Theo Spencer, who is running for the Camden school board this year, says when he ran for mayor in 2013 against Dana Redd, his name appeared in Column 7 with empty rows running from 2-6.

“The average voter thought she wasn’t running against anybody,” said Spencer, among the five petitioners who organized the document.

Overall having control over the optics of the ballot, Spencer and others say, provides party chairs the opportunity to control who wins the primary. 

“They’ve been picking candidates loyal to the county office, not loyal to residents of the city of Camden,” said Sloan El, noting that the petition of roughly 2,200 signatures was filed Monday to the City Clerk's office. “If these candidates were loyal to the residents, the housing wouldn’t look like it does, young people wouldn’t be struggling for jobs like they are. The way it’s set up now, they can’t be held accountable because the people didn’t put them in office.”

Sloan El's advocacy for voters extends beyond nonpartisan elections. While collecting signatures, he joined activists in registering 175 new voters - unaware of recent legislation allowing for anyone on probation or parole to vote.

In 2007, Sloan El plead guilty after taking $36,000 in bribes from an FBI agent while ensuring he would direct public work to a contractor. He spent 18 months in jail.

A look back

The city operated under nonpartisan elections between 1960 and 1992, as well as 1996 to 2007.
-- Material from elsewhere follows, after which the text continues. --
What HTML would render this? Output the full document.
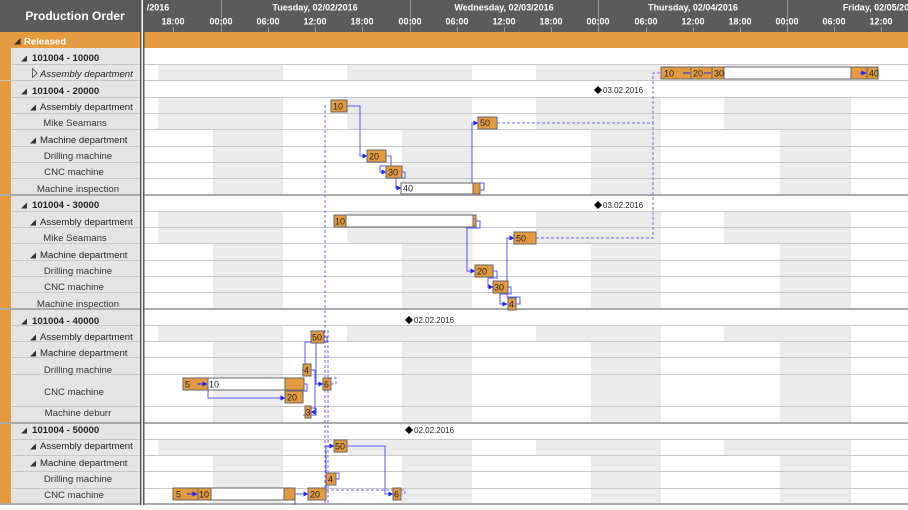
<!DOCTYPE html>
<html><head><meta charset="utf-8"><style>
body{margin:0;width:908px;height:505px;overflow:hidden;background:#fff;font-family:"Liberation Sans",sans-serif}
</style></head><body>
<svg width="908" height="505" xmlns="http://www.w3.org/2000/svg" font-family="Liberation Sans, sans-serif">
<defs>
<marker id="a" markerWidth="5" markerHeight="5" refX="4.5" refY="2.5" orient="auto"><path d="M0,0L5,2.5L0,5z" fill="#2020ff"/></marker>
</defs>
<rect x="0" y="0" width="908" height="505" fill="#fff"/>
<!-- header -->
<rect x="0" y="0" width="908" height="32" fill="#5b5b5b"/>
<text x="75" y="20" fill="#fff" font-size="12" font-weight="bold" text-anchor="middle">Production Order</text>
<g stroke="#999" stroke-width="1">
<line x1="221.5" y1="0" x2="221.5" y2="32"/><line x1="410.5" y1="0" x2="410.5" y2="32"/><line x1="598.5" y1="0" x2="598.5" y2="32"/><line x1="787.5" y1="0" x2="787.5" y2="32"/>
<line x1="173.5" y1="27" x2="173.5" y2="32"/><line x1="268.5" y1="27" x2="268.5" y2="32"/><line x1="315.5" y1="27" x2="315.5" y2="32"/><line x1="362.5" y1="27" x2="362.5" y2="32"/>
<line x1="457.5" y1="27" x2="457.5" y2="32"/><line x1="504.5" y1="27" x2="504.5" y2="32"/><line x1="551.5" y1="27" x2="551.5" y2="32"/>
<line x1="646.5" y1="27" x2="646.5" y2="32"/><line x1="693.5" y1="27" x2="693.5" y2="32"/><line x1="740.5" y1="27" x2="740.5" y2="32"/>
<line x1="834.5" y1="27" x2="834.5" y2="32"/><line x1="881.5" y1="27" x2="881.5" y2="32"/>
</g>
<g fill="#fff" font-size="9" font-weight="bold" text-anchor="middle">
<text x="158" y="10.5">/2016</text>
<text x="315" y="10.5">Tuesday, 02/02/2016</text>
<text x="504" y="10.5">Wednesday, 02/03/2016</text>
<text x="693" y="10.5">Thursday, 02/04/2016</text>
<text x="876" y="10.5">Friday, 02/05/20</text>
<text x="173" y="24.5">18:00</text><text x="221" y="24.5">00:00</text><text x="268" y="24.5">06:00</text><text x="315" y="24.5">12:00</text><text x="362" y="24.5">18:00</text>
<text x="410" y="24.5">00:00</text><text x="457" y="24.5">06:00</text><text x="504" y="24.5">12:00</text><text x="551" y="24.5">18:00</text>
<text x="598" y="24.5">00:00</text><text x="646" y="24.5">06:00</text><text x="693" y="24.5">12:00</text><text x="740" y="24.5">18:00</text>
<text x="787" y="24.5">00:00</text><text x="834" y="24.5">06:00</text><text x="881" y="24.5">12:00</text>
</g>
<!-- released -->
<rect x="0" y="32" width="908" height="16" fill="#e49a3e"/>
<path d="M14,44.5L20.5,38L20.5,44.5z" fill="#333"/>
<text x="24" y="44.5" fill="#fff" font-size="9.6" font-weight="bold">Released</text>

<!-- left panel rows -->
<rect x="0" y="48" width="11" height="457" fill="#e49a3e"/>
<rect x="11" y="48" width="129" height="457" fill="#e4e4e4"/>

<g fill="#ebebeb">
<g transform="translate(0,64.3)"><rect x="158" width="125" height="16.3"/><rect x="347" width="125" height="16.3"/><rect x="536" width="125" height="16.3"/><rect x="724" width="127" height="16.3"/></g>
<g transform="translate(0,96.9)"><rect x="158" width="125" height="32.6"/><rect x="347" width="125" height="32.6"/><rect x="536" width="125" height="32.6"/><rect x="724" width="127" height="32.6"/></g>
<g transform="translate(0,129.5)"><rect x="213" width="70" height="65.2"/><rect x="402" width="70" height="65.2"/><rect x="591" width="70" height="65.2"/><rect x="780" width="71" height="65.2"/></g>
<g transform="translate(0,211)"><rect x="158" width="125" height="32.6"/><rect x="347" width="125" height="32.6"/><rect x="536" width="125" height="32.6"/><rect x="724" width="127" height="32.6"/></g>
<g transform="translate(0,243.6)"><rect x="213" width="70" height="65.2"/><rect x="402" width="70" height="65.2"/><rect x="591" width="70" height="65.2"/><rect x="780" width="71" height="65.2"/></g>
<g transform="translate(0,325.1)"><rect x="158" width="125" height="16.3"/><rect x="347" width="125" height="16.3"/><rect x="536" width="125" height="16.3"/><rect x="724" width="127" height="16.3"/></g>
<g transform="translate(0,341.4)"><rect x="213" width="70" height="81.5"/><rect x="402" width="70" height="81.5"/><rect x="591" width="70" height="81.5"/><rect x="780" width="71" height="81.5"/></g>
<g transform="translate(0,439.2)"><rect x="158" width="125" height="16.3"/><rect x="347" width="125" height="16.3"/><rect x="536" width="125" height="16.3"/><rect x="724" width="127" height="16.3"/></g>
<g transform="translate(0,455.5)"><rect x="213" width="70" height="49.5"/><rect x="402" width="70" height="49.5"/><rect x="591" width="70" height="49.5"/><rect x="780" width="71" height="49.5"/></g>
</g>

<!-- row lines -->
<g stroke="#c8c8c8" stroke-width="1">
<line x1="11" x2="908" y1="64.5" y2="64.5"/><line x1="0" x2="908" y1="80.5" y2="80.5"/><line x1="11" x2="908" y1="97.5" y2="97.5"/>
<line x1="11" x2="908" y1="113.5" y2="113.5"/><line x1="11" x2="908" y1="129.5" y2="129.5"/><line x1="11" x2="908" y1="146.5" y2="146.5"/>
<line x1="11" x2="908" y1="162.5" y2="162.5"/><line x1="11" x2="908" y1="178.5" y2="178.5"/><line x1="0" x2="908" y1="195" y2="195" stroke="#aaa" stroke-width="2"/>
<line x1="11" x2="908" y1="211.5" y2="211.5"/><line x1="11" x2="908" y1="227.5" y2="227.5"/><line x1="11" x2="908" y1="243.5" y2="243.5"/>
<line x1="11" x2="908" y1="260.5" y2="260.5"/><line x1="11" x2="908" y1="276.5" y2="276.5"/><line x1="11" x2="908" y1="292.5" y2="292.5"/>
<line x1="0" x2="908" y1="309" y2="309" stroke="#aaa" stroke-width="2"/><line x1="11" x2="908" y1="325.5" y2="325.5"/><line x1="11" x2="908" y1="341.5" y2="341.5"/>
<line x1="11" x2="908" y1="357.5" y2="357.5"/><line x1="11" x2="908" y1="374.5" y2="374.5"/><line x1="11" x2="908" y1="406.5" y2="406.5"/>
<line x1="0" x2="908" y1="423" y2="423" stroke="#aaa" stroke-width="2"/><line x1="11" x2="908" y1="439.5" y2="439.5"/><line x1="11" x2="908" y1="455.5" y2="455.5"/>
<line x1="11" x2="908" y1="471.5" y2="471.5"/><line x1="11" x2="908" y1="488.5" y2="488.5"/>
</g>
<line x1="0" x2="908" y1="504" y2="504" stroke="#aaa" stroke-width="2"/>
<rect x="140" y="0" width="1.5" height="505" fill="#555"/>
<rect x="141.5" y="0" width="1.5" height="505" fill="#fff"/>
<rect x="143" y="0" width="1.5" height="505" fill="#555"/>

<!-- left texts -->
<g font-size="9.6" fill="#222">
<g font-weight="bold">
<path d="M21,61.5L27,55.5L27,61.5z" fill="#333"/><text x="32" y="61">101004 - 10000</text>
<path d="M21,94.5L27,88.5L27,94.5z" fill="#333"/><text x="32" y="94">101004 - 20000</text>
<path d="M21,208.5L27,202.5L27,208.5z" fill="#333"/><text x="32" y="208">101004 - 30000</text>
<path d="M21,324.5L27,318.5L27,324.5z" fill="#333"/><text x="32" y="324">101004 - 40000</text>
<path d="M21,433.5L27,427.5L27,433.5z" fill="#333"/><text x="32" y="433">101004 - 50000</text>
</g>
<path d="M32.5,68.5L37,73L32.5,77.5z" fill="none" stroke="#444" stroke-width="0.8"/>
<text x="40" y="77" font-style="italic">Assembly department</text>
<path d="M30,110.5L36,104.5L36,110.5z" fill="#333"/><text x="40" y="110">Assembly department</text>
<path d="M30,143.5L36,137.5L36,143.5z" fill="#333"/><text x="40" y="143">Machine department</text>
<path d="M30,225.5L36,219.5L36,225.5z" fill="#333"/><text x="40" y="225">Assembly department</text>
<path d="M30,258.5L36,252.5L36,258.5z" fill="#333"/><text x="40" y="258">Machine department</text>
<path d="M30,340.5L36,334.5L36,340.5z" fill="#333"/><text x="40" y="340">Assembly department</text>
<path d="M30,356.5L36,350.5L36,356.5z" fill="#333"/><text x="40" y="356">Machine department</text>
<path d="M30,449.5L36,443.5L36,449.5z" fill="#333"/><text x="40" y="449">Assembly department</text>
<path d="M30,466.5L36,460.5L36,466.5z" fill="#333"/><text x="40" y="466">Machine department</text>
<g text-anchor="middle" fill="#333">
<text x="75" y="126">Mike Seamans</text><text x="78" y="159">Drilling machine</text><text x="74" y="175">CNC machine</text><text x="78" y="192">Machine inspection</text>
<text x="75" y="241">Mike Seamans</text><text x="78" y="274">Drilling machine</text><text x="74" y="290">CNC machine</text><text x="78" y="307">Machine inspection</text>
<text x="78" y="373">Drilling machine</text><text x="74" y="395">CNC machine</text><text x="78" y="416">Machine deburr</text>
<text x="78" y="482">Drilling machine</text><text x="74" y="498">CNC machine</text>
</g>
</g>

<!-- milestones -->
<g font-size="8" fill="#222">
<path d="M598,86L602,90L598,94L594,90z" fill="#000"/><text x="603" y="93">03.02.2016</text>
<path d="M598,201L602,205L598,209L594,205z" fill="#000"/><text x="603" y="208">03.02.2016</text>
<path d="M409,316L413,320L409,324L405,320z" fill="#000"/><text x="414" y="323">02.02.2016</text>
<path d="M409,426L413,430L409,434L405,430z" fill="#000"/><text x="414" y="433">02.02.2016</text>
</g>

<g stroke="#6a6aff" stroke-width="1" stroke-dasharray="3,2" fill="none">
<path d="M325,105V505"/>
<path d="M497,123H653V73H660"/>
<path d="M536,238H653V123"/>
<path d="M331,384H336V378H331"/>
<path d="M326,490H405V494H402"/>
<path d="M328,330V505"/>
</g>
<g stroke="#5555ff" stroke-width="1" fill="none">
<path d="M347,106H360V156H367" marker-end="url(#a)"/>
<path d="M386,156H391V166H380V172H386" marker-end="url(#a)"/>
<path d="M402,172H405V178H396V188H401" marker-end="url(#a)"/>
<path d="M480,183H484V190H472V123H478" marker-end="url(#a)"/>
<path d="M476,221H480V228H467V271H475" marker-end="url(#a)"/>
<path d="M493,271H497V278H488V287H493" marker-end="url(#a)"/>
<path d="M508,287H511V294H500V304H507" marker-end="url(#a)"/>
<path d="M516,304H520V297H507V238H514" marker-end="url(#a)"/>
<path d="M324,337H327V342H305V370H302" />
<path d="M303,384H307V391H295V397H285"/>
<path d="M208,384V398H285" marker-end="url(#a)"/>
<path d="M311,370H315V412H311" marker-end="url(#a)"/>
<path d="M316,337V384H323" marker-end="url(#a)"/>
<path d="M303,415H316V408H311"/>
<path d="M347,446H385V494H393" marker-end="url(#a)"/>
<path d="M336,479H339V473H326V494H320"/>
<path d="M326,494V446H334" marker-end="url(#a)"/>
<path d="M198,488V494H204"/>
<path d="M198,490H295V494H308" marker-end="url(#a)"/>
<path d="M295,505V494"/>
</g>

<g stroke="#666" stroke-width="1" font-size="9" fill="#222">
<rect x="661" y="67" width="217" height="12" fill="#fff"/>
<rect x="661" y="67" width="63" height="12" fill="#e49a3e"/>
<rect x="851" y="67" width="27" height="12" fill="#e49a3e"/>
<line x1="691" y1="67" x2="691" y2="79"/><line x1="712" y1="67" x2="712" y2="79"/><line x1="867" y1="67" x2="867" y2="79"/>
<g stroke="none"><text x="664" y="76.5">10</text><text x="693" y="76.5">20</text><text x="714" y="76.5">30</text><text x="869" y="76.5">40</text></g>
<path d="M683,73H690M704,73H711M860,73H866" stroke="#2020ff" marker-end="url(#a)"/>

<rect x="331" y="100" width="16" height="12" fill="#e49a3e"/><text x="333" y="109.5" stroke="none">10</text>
<rect x="478" y="117" width="19" height="12" fill="#e49a3e"/><text x="480" y="126" stroke="none">50</text>
<rect x="367" y="150" width="19" height="12" fill="#e49a3e"/><text x="369" y="159.5" stroke="none">20</text>
<rect x="386" y="166" width="16" height="12" fill="#e49a3e"/><text x="388" y="175.5" stroke="none">30</text>
<rect x="401" y="183" width="79" height="11" fill="#fff"/><rect x="473" y="183" width="7" height="11" fill="#e49a3e"/><text x="403" y="191.5" stroke="none">40</text>

<rect x="334" y="215" width="142" height="12" fill="#fff"/><rect x="334" y="215" width="12" height="12" fill="#e49a3e"/><rect x="473" y="215" width="3" height="12" fill="#e49a3e"/><text x="335" y="224.5" stroke="none">10</text>
<rect x="514" y="232" width="22" height="12" fill="#e49a3e"/><text x="516" y="241.5" stroke="none">50</text>
<rect x="475" y="265" width="18" height="12" fill="#e49a3e"/><text x="477" y="274.5" stroke="none">20</text>
<rect x="493" y="281" width="15" height="12" fill="#e49a3e"/><text x="494" y="290.5" stroke="none">30</text>
<rect x="508" y="298" width="8" height="12" fill="#e49a3e"/><text x="509" y="307.5" stroke="none">4</text>

<rect x="311" y="331" width="13" height="12" fill="#e49a3e"/><text x="312" y="340.5" stroke="none">50</text>
<rect x="303" y="364" width="8" height="12" fill="#e49a3e"/><text x="304" y="373.5" stroke="none">4</text>
<rect x="183" y="378" width="121" height="12" fill="#fff"/><rect x="183" y="378" width="25" height="12" fill="#e49a3e"/><rect x="285" y="378" width="19" height="12" fill="#e49a3e"/>
<text x="185" y="387.5" stroke="none">5</text><text x="209" y="387.5" stroke="none">10</text>
<path d="M197,384H207" stroke="#2020ff" marker-end="url(#a)"/>
<rect x="323" y="378" width="8" height="12" fill="#e49a3e"/><text x="324" y="387.5" stroke="none">6</text>
<rect x="285" y="391" width="18" height="12" fill="#e49a3e"/><text x="287" y="400.5" stroke="none">20</text>
<rect x="305" y="406" width="6" height="12" fill="#e49a3e"/><text x="305.5" y="415.5" stroke="none">3</text>

<rect x="334" y="440" width="13" height="12" fill="#e49a3e"/><text x="335" y="449.5" stroke="none">50</text>
<rect x="326" y="473" width="10" height="12" fill="#e49a3e"/><text x="328" y="482.5" stroke="none">4</text>
<rect x="173" y="488" width="122" height="12" fill="#fff"/><rect x="173" y="488" width="25" height="12" fill="#e49a3e"/><rect x="284" y="488" width="11" height="12" fill="#e49a3e"/>
<rect x="198" y="488" width="13" height="12" fill="#e49a3e"/>
<text x="176" y="497.5" stroke="none">5</text><text x="199" y="497.5" stroke="none">10</text>
<path d="M187,494H197" stroke="#2020ff" marker-end="url(#a)"/>
<rect x="308" y="488" width="18" height="12" fill="#e49a3e"/><text x="310" y="497.5" stroke="none">20</text>
<rect x="393" y="488" width="8" height="12" fill="#e49a3e"/><text x="394" y="497.5" stroke="none">6</text>
</g>
</svg>
</body></html>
“The voters changed from nonpartisan to partisan years ago and the simple reason were that nonpartisan [elections] are in May and moving it would place the burden on taxpayers,” Mayor Frank Moran said over the phone. “We also found there was less voter turn-out for nonpartisan than partisan. At the end of the day I’m democratic and a partisan person but I ran for the people of my city, and we believe the voters already spoke out [on this].”

Moran estimates that it would cost the city upwards of $100,000 to hold a separate nonpartisan election - which isn't the case with the June and November elections.

Sloan El says that in 2007 lawmakers in the city were able to change elections to partisan after putting it on the ballot and purporting $80,000 would be salvaged. 

Spencer believes the real opposition lies in what the change would mean for those in office.  

“The reason they’re against it is they benefit, plain and simple,” Spencer said. “The thing about nonpartisan is the candidates involved can’t ride the coattails of the ticket.”

Those leading the nonpartisan petition, along with 70 volunteers, collected over the required amount, which was 10% of the voters in the last state assembly election. The city clerk was not immediately available for comment regarding whether it will be voted on next month.

Last year a ballot question surrounding the return of elected school advisory board members proved successful, despite opposition from some in official positions including Moran.

According to Spencer, if the city shifts to nonpartisan it will remain in place for a decade.